The Energy Star Program takes the cake
The Energy Star program is the epitome of the problem of dysfunctional energy policy, because it focuses on the component level, not on the systems level. This may be valid when it comes to selecting a new fridge or microwave, but anything that is even potentially part of the permanent energy infrastructure of a property needs to be looked at on a systems level. Unfortunately, only too often these days, there are tax-credits for specific items of Energy Star rated equipment, and all-too often these get specified by bookkeepers and accountants even when the engineers know they make no sense.
The Energy Efficiency Trap
Energy Efficiency is actually an economic trap, and it is also an environmental trap, as is very convincingly argued by Prof. Steve Hallett in the book The Efficiency Trap. Economically and financially, energy efficiency is a trap because of the phenomenon of diminishing returns, which creates the perfect trap with which to lure suckers into uneconomic and eventually self-destructive behavior. Here is how it works:
- In year one we finally grab some subsidized program that will offer us energy efficiency. So we did a certain amount of weather-stripping and insulation, a set-back thermostat perhaps, and other low dollar, high impact fixes. It reduces our bills somewhat.
- In year two or three the bills went back up, because of price increases, so our “investment” in weather-stripping has been wiped out,
- However we now look at what inefficient equipment we have and with help from the Energy Star program we figure out how we can further reduce our energy use. In reality we get that new fridge we always wanted, and some other gadgets, but we save energy, so we can shop without guilt. Nobody is calculating what the return on investment is.
- Another year later, it’s time to get serious, we have cumulatively spent a lot of money on energy efficiency, with little to show for it.
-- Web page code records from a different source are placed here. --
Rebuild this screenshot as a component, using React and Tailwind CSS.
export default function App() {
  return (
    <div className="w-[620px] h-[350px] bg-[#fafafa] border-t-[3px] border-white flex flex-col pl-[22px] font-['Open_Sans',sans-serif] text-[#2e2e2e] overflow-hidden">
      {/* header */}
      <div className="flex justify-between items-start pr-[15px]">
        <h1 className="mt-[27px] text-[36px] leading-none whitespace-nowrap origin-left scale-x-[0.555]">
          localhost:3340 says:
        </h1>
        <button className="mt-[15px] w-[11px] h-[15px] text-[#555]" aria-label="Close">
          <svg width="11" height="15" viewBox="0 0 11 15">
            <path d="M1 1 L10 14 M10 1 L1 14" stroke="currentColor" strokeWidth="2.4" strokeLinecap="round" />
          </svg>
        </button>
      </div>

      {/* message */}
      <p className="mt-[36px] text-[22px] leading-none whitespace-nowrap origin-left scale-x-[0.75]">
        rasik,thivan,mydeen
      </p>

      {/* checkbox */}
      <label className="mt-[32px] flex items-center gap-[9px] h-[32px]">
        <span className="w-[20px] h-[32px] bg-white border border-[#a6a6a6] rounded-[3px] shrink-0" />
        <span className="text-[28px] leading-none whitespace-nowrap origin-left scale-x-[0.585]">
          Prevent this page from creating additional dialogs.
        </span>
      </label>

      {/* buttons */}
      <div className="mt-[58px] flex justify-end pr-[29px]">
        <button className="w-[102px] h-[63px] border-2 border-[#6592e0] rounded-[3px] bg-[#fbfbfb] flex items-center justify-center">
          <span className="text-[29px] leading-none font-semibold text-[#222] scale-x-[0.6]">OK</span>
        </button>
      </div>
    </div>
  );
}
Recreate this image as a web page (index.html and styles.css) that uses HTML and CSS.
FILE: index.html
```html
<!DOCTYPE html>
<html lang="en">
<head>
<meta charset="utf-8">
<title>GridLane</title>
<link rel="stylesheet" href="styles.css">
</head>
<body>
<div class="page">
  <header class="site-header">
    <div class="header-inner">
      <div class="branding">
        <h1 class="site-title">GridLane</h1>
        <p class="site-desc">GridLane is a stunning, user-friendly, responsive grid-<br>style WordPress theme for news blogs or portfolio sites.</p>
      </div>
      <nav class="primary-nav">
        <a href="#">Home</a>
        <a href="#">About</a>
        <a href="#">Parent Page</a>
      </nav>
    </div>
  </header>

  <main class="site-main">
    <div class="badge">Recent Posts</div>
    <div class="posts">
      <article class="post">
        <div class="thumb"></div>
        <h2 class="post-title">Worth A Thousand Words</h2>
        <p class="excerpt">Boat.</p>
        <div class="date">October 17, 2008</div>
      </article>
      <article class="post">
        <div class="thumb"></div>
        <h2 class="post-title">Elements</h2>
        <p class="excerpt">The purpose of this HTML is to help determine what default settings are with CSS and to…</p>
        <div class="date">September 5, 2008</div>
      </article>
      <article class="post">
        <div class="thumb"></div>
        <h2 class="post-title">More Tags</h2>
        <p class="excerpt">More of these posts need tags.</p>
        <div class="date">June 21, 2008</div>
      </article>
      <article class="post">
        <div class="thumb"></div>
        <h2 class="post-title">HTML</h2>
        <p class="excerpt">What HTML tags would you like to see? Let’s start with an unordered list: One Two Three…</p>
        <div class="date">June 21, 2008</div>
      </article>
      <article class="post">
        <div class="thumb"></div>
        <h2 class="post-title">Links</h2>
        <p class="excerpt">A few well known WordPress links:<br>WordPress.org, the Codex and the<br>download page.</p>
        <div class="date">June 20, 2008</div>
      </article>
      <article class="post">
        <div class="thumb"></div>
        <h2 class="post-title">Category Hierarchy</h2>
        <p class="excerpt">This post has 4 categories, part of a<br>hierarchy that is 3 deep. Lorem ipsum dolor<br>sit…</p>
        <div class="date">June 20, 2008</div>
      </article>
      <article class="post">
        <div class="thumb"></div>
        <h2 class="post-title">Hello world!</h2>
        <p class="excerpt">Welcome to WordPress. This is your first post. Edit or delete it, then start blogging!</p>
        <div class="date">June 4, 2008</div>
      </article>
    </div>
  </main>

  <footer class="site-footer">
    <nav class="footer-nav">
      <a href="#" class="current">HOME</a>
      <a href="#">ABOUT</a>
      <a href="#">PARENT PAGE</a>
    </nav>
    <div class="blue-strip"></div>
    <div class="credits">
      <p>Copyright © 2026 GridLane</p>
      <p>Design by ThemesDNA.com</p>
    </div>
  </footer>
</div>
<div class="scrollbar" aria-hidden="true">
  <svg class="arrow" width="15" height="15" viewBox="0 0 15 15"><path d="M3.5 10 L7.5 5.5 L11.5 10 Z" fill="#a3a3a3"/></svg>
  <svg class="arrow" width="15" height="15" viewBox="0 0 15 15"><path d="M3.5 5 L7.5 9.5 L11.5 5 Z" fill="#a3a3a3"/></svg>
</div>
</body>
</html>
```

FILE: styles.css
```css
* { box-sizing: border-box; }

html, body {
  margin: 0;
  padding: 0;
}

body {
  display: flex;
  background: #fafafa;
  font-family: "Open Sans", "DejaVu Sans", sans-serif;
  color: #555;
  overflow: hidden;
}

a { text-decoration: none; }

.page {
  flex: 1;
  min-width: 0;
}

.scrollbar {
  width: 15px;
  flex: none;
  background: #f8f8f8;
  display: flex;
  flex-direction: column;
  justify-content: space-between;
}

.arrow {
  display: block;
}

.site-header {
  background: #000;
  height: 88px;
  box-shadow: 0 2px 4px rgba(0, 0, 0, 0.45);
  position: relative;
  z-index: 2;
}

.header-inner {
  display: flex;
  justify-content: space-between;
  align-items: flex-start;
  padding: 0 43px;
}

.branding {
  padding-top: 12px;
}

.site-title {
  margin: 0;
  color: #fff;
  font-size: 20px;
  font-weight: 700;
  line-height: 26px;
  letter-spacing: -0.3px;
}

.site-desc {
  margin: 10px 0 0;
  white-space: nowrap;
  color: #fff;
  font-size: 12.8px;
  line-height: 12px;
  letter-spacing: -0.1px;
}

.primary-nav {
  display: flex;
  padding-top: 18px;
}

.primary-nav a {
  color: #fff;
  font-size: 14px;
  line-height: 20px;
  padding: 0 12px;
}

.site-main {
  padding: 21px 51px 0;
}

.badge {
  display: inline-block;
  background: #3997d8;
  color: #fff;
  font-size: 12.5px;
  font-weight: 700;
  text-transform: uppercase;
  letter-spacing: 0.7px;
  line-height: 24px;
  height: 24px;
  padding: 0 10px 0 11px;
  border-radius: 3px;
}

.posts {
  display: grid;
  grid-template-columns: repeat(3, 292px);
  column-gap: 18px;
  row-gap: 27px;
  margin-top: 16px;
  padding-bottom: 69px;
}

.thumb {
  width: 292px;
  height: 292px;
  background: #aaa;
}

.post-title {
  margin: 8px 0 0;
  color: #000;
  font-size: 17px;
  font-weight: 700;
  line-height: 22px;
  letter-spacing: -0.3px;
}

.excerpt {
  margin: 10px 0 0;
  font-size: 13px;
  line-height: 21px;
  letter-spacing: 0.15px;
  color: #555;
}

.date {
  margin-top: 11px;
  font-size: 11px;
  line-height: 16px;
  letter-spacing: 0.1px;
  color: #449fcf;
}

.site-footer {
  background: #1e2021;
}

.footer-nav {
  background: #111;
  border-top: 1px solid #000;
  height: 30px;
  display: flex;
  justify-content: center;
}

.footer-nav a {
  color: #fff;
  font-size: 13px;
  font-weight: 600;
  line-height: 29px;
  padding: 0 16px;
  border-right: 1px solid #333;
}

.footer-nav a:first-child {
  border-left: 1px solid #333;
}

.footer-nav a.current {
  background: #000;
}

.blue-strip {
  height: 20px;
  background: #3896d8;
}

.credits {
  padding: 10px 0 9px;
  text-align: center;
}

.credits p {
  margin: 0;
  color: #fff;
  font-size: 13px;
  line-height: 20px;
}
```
But we know our water heater is coming to the end of its life, and the boiler should be replaced in a few years. So let’s do the water heater this year. In comes a happy salesman with a tankless hot water heater. Energy Star rated, good for a 30% tax credit, and with a ten-year guarantee, and 5 year financing so we are spending less than the energy we now buy to heat water. Miracle of all miracles: a self-liquidating proposition. The salesman loves saying that, and we like it too: “Sign here, press hard, three copies!”
- Two years hence we finally have to replace that boiler, so we shop for new Energy Star rated boilers (what else!). Our old boiler was 60% efficient, and the new one is going to be 95% efficient. More tax incentives, and self-liquidating financing propositions. Finally we’re spending less on energy, but we’re still paying off this equipment. By this time we may have a 25-35% reduction in energy consumption compared to the year we started working on this issue. Our oil or gas bills are going down, but our electrical bill is still stubbornly high.
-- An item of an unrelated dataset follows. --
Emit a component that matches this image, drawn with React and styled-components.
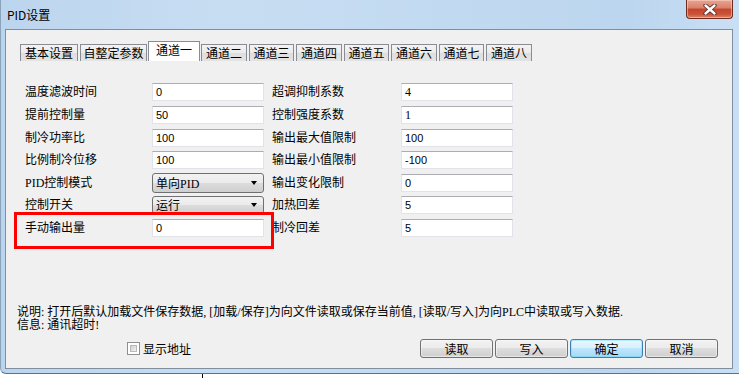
import React from "react";
import styled, { createGlobalStyle } from "styled-components";

const GlobalStyle = createGlobalStyle`
  html, body { margin: 0; padding: 0; background: #ffffff; }
  body {
    font-family: "Liberation Serif", "Noto Sans CJK SC", serif;
    font-size: 12px;
    color: #000;
  }
  #root { width: 739px; height: 378px; overflow: hidden; }
  * { box-sizing: border-box; }
`;

const Page = styled.div`
  width: 739px;
  height: 378px;
  display: flex;
  flex-direction: column;
  background: #fff;
  overflow: hidden;
`;

const Window = styled.div`
  height: 374px;
  width: 739px;
  display: flex;
  flex-direction: column;
  padding: 0 0 0 4px;
  border-left: 1px solid #8aa3bb;
  border-bottom: 1px solid #5f7184;
  border-bottom-left-radius: 6px;
  background: linear-gradient(90deg, #bcd5ee 0%, #c7ddf2 30%, #c2daf1 60%, #bcd6ef 85%, #c9dff4 100%);
`;

const TitleBar = styled.div`
  height: 29px;
  display: flex;
  align-items: flex-start;
`;

const Title = styled.div`
  font-family: "Noto Sans CJK SC", "Liberation Sans", sans-serif;
  font-size: 12px;
  line-height: 29px;
  padding-left: 2px;
  color: #000;
`;

const CloseButton = styled.div`
  margin-left: auto;
  margin-right: 6px;
  width: 47px;
  height: 19px;
  border: 1px solid #6d2b22;
  border-top: none;
  border-radius: 0 0 4px 4px;
  background: linear-gradient(180deg, #e8a593 0%, #d98069 45%, #c4442c 50%, #c9543b 80%, #e08466 100%);
  box-shadow: inset 0 0 0 1px rgba(255, 220, 210, 0.5);
  display: flex;
  align-items: center;
  justify-content: center;
`;

const Client = styled.div`
  position: relative;
  width: 728px;
  height: 340px;
  border: 1px solid #7f8fa0;
  background: #f0f0f0;
  display: flex;
  flex-direction: column;
  padding: 11px 14px 10px 11px;
`;

const TabStrip = styled.div`
  display: flex;
  align-items: flex-end;
  gap: 2px;
  height: 20px;
  margin-left: 3px;
`;

const Tab = styled.div`
  position: relative;
  width: ${(p) => p.$w}px;
  height: ${(p) => (p.$active ? 20 : 17)}px;
  margin: ${(p) => (p.$active ? "0 -1px" : "0")};
  border: 1px solid #898c95;
  border-bottom: none;
  background: ${(p) =>
    p.$active ? "#ffffff" : "linear-gradient(180deg, #f3f3f3 0%, #ebebeb 50%, #dedede 51%, #e3e3e3 100%)"};
  z-index: ${(p) => (p.$active ? 1 : 0)};
  font-family: "Noto Sans CJK SC", sans-serif;
  font-size: 12px;
  line-height: ${(p) => (p.$active ? 16 : 15)}px;
  text-align: center;
  white-space: nowrap;
`;

const FormGrid = styled.div`
  margin: 21px 0 0 8px;
  display: grid;
  grid-template-columns: 127px 112px 137px 112px;
  grid-template-rows: 19px 19px 19px 18px 19px 18px 19px;
  row-gap: 4px;
  align-items: center;
`;

const Label = styled.div`
  font-size: 12px;
  line-height: 14px;
  padding-left: ${(p) => (p.$right ? 8 : 0)}px;
  white-space: nowrap;
`;

const TextBox = styled.div`
  height: 18px;
  background: #fff;
  border: 1px solid #e2e3ea;
  border-top-color: #abadb3;
  padding-left: 3px;
  font-family: ${(p) => (p.$serif ? '"Liberation Serif", serif' : '"Liberation Sans", sans-serif')};
  font-size: ${(p) => (p.$serif ? 12 : 11)}px;
  line-height: 16px;
  white-space: nowrap;
`;

const Combo = styled.div`
  height: ${(p) => p.$h}px;
  border: 1px solid #707070;
  border-radius: 3px;
  background: linear-gradient(180deg, #f2f2f2 0%, #ebebeb 49%, #dddddd 50%, #cfcfcf 100%);
  display: flex;
  align-items: center;
  padding: 0 6px 0 3px;
  font-size: 12px;
`;

const ComboText = styled.span`
  flex: 1;
  white-space: nowrap;
`;

const Arrow = styled.span`
  width: 0;
  height: 0;
  border-left: 3.5px solid transparent;
  border-right: 3.5px solid transparent;
  border-top: 4px solid #000;
`;

const Spacer = styled.div`
  flex: 1;
`;

const Notes = styled.div`
  font-size: 12px;
  line-height: 13px;
  white-space: nowrap;
`;

const Footer = styled.div`
  margin-top: 7px;
  height: 19px;
  display: flex;
  align-items: center;
`;

const CheckWrap = styled.label`
  margin-left: 110px;
  display: flex;
  align-items: center;
  gap: 3px;
  font-size: 12px;
`;

const CheckBox = styled.span`
  width: 13px;
  height: 13px;
  border: 1px solid #8f8f8f;
  background: #fff;
  padding: 2px;
  display: inline-flex;
`;

const CheckInner = styled.span`
  flex: 1;
  background: linear-gradient(135deg, #cfcfcf 0%, #e4e4e4 60%, #f4f4f4 100%);
  border: 1px solid #b9b9b9;
`;

const Buttons = styled.div`
  margin-left: auto;
  display: flex;
  gap: 2px;
`;

const Button = styled.div`
  width: 73px;
  height: 19px;
  border: 1px solid ${(p) => (p.$default ? "#3c7fb1" : "#707070")};
  border-radius: 3px;
  background: ${(p) =>
    p.$default
      ? "linear-gradient(180deg, #eaf6fd 0%, #d9f0fc 49%, #bee6fd 50%, #a7d9f5 100%)"
      : "linear-gradient(180deg, #f2f2f2 0%, #ebebeb 49%, #dddddd 50%, #cfcfcf 100%)"};
  box-shadow: ${(p) => (p.$default ? "inset 0 0 0 1px #48d8fb55" : "inset 0 0 0 1px #fcfcfc88")};
  font-family: "Noto Sans CJK SC", sans-serif;
  font-size: 12px;
  line-height: 17px;
  text-align: center;
`;

const Highlight = styled.div`
  position: absolute;
  left: 8px;
  top: 182px;
  width: 260px;
  height: 37px;
  border: 3px solid #ff0000;
  pointer-events: none;
`;

const Below = styled.div`
  height: 4px;
  display: flex;
`;

const Tick = styled.div`
  margin-left: 202px;
  width: 1px;
  background: #000;
`;

const tabs = [
  { name: "基本设置", w: 58 },
  { name: "自整定参数", w: 67 },
  { name: "通道一", w: 52, active: true },
  { name: "通道二", w: 46 },
  { name: "通道三", w: 45 },
  { name: "通道四", w: 46 },
  { name: "通道五", w: 45 },
  { name: "通道六", w: 46 },
  { name: "通道七", w: 45 },
  { name: "通道八", w: 46 },
];

const rows = [
  { l: "温度滤波时间", v: "0", r: "超调抑制系数", rv: "4", rs: true },
  { l: "提前控制量", v: "50", r: "控制强度系数", rv: "1", rs: true },
  { l: "制冷功率比", v: "100", r: "输出最大值限制", rv: "100" },
  { l: "比例制冷位移", v: "100", r: "输出最小值限制", rv: "-100" },
  { l: "PID控制模式", combo: "单向PID", h: 20, r: "输出变化限制", rv: "0" },
  { l: "控制开关", combo: "运行", h: 18, r: "加热回差", rv: "5" },
  { l: "手动输出量", v: "0", r: "制冷回差", rv: "5" },
];

function CloseIcon() {
  return (
    <svg width="14" height="11" viewBox="0 0 14 11">
      <path d="M2.5 1.5 L11.5 9.5 M11.5 1.5 L2.5 9.5" stroke="#5a2a24" strokeWidth="4.2" strokeLinecap="round" />
      <path d="M2.5 1.5 L11.5 9.5 M11.5 1.5 L2.5 9.5" stroke="#ffffff" strokeWidth="2.4" strokeLinecap="round" />
    </svg>
  );
}

export default function App() {
  return (
    <>
      <GlobalStyle />
      <Page>
        <Window>
          <TitleBar>
            <Title>PID设置</Title>
            <CloseButton>
              <CloseIcon />
            </CloseButton>
          </TitleBar>
          <Client>
            <TabStrip>
              {tabs.map((t) => (
                <Tab key={t.name} $w={t.w} $active={t.active}>
                  {t.name}
                </Tab>
              ))}
            </TabStrip>
            <FormGrid>
              {rows.map((r) => (
                <React.Fragment key={r.l}>
                  <Label>{r.l}</Label>
                  {r.combo ? (
                    <Combo $h={r.h}>
                      <ComboText>{r.combo}</ComboText>
                      <Arrow />
                    </Combo>
                  ) : (
                    <TextBox>{r.v}</TextBox>
                  )}
                  <Label $right>{r.r}</Label>
                  <TextBox $serif={r.rs}>{r.rv}</TextBox>
                </React.Fragment>
              ))}
            </FormGrid>
            <Spacer />
            <Notes>
              <div>说明: 打开后默认加载文件保存数据, [加载/保存]为向文件读取或保存当前值, [读取/写入]为向PLC中读取或写入数据.</div>
              <div>信息: 通讯超时!</div>
            </Notes>
            <Footer>
              <CheckWrap>
                <CheckBox>
                  <CheckInner />
                </CheckBox>
                显示地址
              </CheckWrap>
              <Buttons>
                <Button>读取</Button>
                <Button>写入</Button>
                <Button $default>确定</Button>
                <Button>取消</Button>
              </Buttons>
            </Footer>
            <Highlight />
          </Client>
        </Window>
        <Below>
          <Tick />
        </Below>
      </Page>
    </>
  );
}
- The next year there seems little left to do. Replacing the windows? A twenty-five year payback convinces us otherwise. But, wait a minute, here comes another sales person, now with a solar PPA, for less than our average monthly electric bill, we can now really go green and help the environment, not to mention impress the neighbors. And we’re saving 10% compared to paying the electric bill, and we already know the rates will go up anyway…
By the time you add all this up, we have spent a fortune on energy savings, and our energy savings result in an energy bill that is only slightly less than when we started taking into account the various payments. Our utility company and our oil company love us. They even send us certificates to congratulate us on how “green” we are. But the problem is, every next investment was bigger than the last one, culminating in the solar panel that was an $35,000 investment, and 10% reduction of the electric bill was only a 4% reduction of the overall energy bills, and we’re paying for it over 20 years, but the actual payback is very slow, and in the meantime, the remaining energy portion of our bills keeps going up.
Why Energy Efficiency is a trap
In the six steps to energy efficiency above, there were several thresholds that were crossed. Instead of upgrading the boiler, we could have chosen a solar thermal solution, except it seemed expensive, and we had just eliminated the water tank two years earlier, not realizing that it could provide “free” energy storage, so what were we to do? Write off our brand new tankless hot water heater and scrap it? Of course not! So we upgraded the boiler. In short, we walked a path of successively larger investments, with less and less energy savings, and we still have an energy bill that is well over 50% of what we started with.
If we had done a systematic analysis at the outset, taking into account when various equipment would run out, we might have ended up with a new energy plan in which we perhaps also did some insulation first, but saved up some money to install either geothermal or solar thermal for HVAC and Domestic Hot Water (DHW). And we got some tax credits on those as well, but we ended up reducing our energy bills by 70-90%. Moreover, we eliminated most major sources of indoor air pollution (boiler, DHW), leaving only the stove. We could now convert to electric cooking, and replace the windows with new triple glazing, and get some heat-exchange ventilation. And we could end up with our old house being near net zero, certainly if we could combine geothermal with solar PV. Site Derived Renewable Energy (SDRE) permanently replaces subscription energy from the grid. It is also permanent part of the plant and equipment of our property, and raises the value.
Ten years later Site Derived Renewable Energy wins
In these two alternate realities for our lives, the energy-saving alternative had us walking into the efficiency trap. We reduced our energy but at a staggering cost, and we still have a significant energy bill left, and it keeps going up. In the second alternative, we bit the bullet and invested significant money in the early years, but it looked better with every passing year, for the payments did not go up, unlike the energy bills of the neighbors. This is the effect of Site Derived Renewable Energy (SDRE). In short, the value of the property goes up, and we are helping the environment by eliminating 70, 80 or 90% of direct carbon emissions from the house. Not only that, but a new development of net zero homes was going up nearby, and we were approaching that level for our own home, so the value of our property should hold up.
Conclusion: SDRE wins
SDRE means permanently replacing the monthly energy bills with our very own generating capacity, which we only buy once. It could be solar thermal, geothermal, wind, solar PV, various passive energy solutions, or a combination etc. It adds to the value of the property. In fact, our property’s value now goes up with energy prices, and we won’t have to worry about the carbon tax when it comes. Site Derived Renewable Energy should be prioritized over energy efficiency, and ratings of components should not distract us from the total design concept.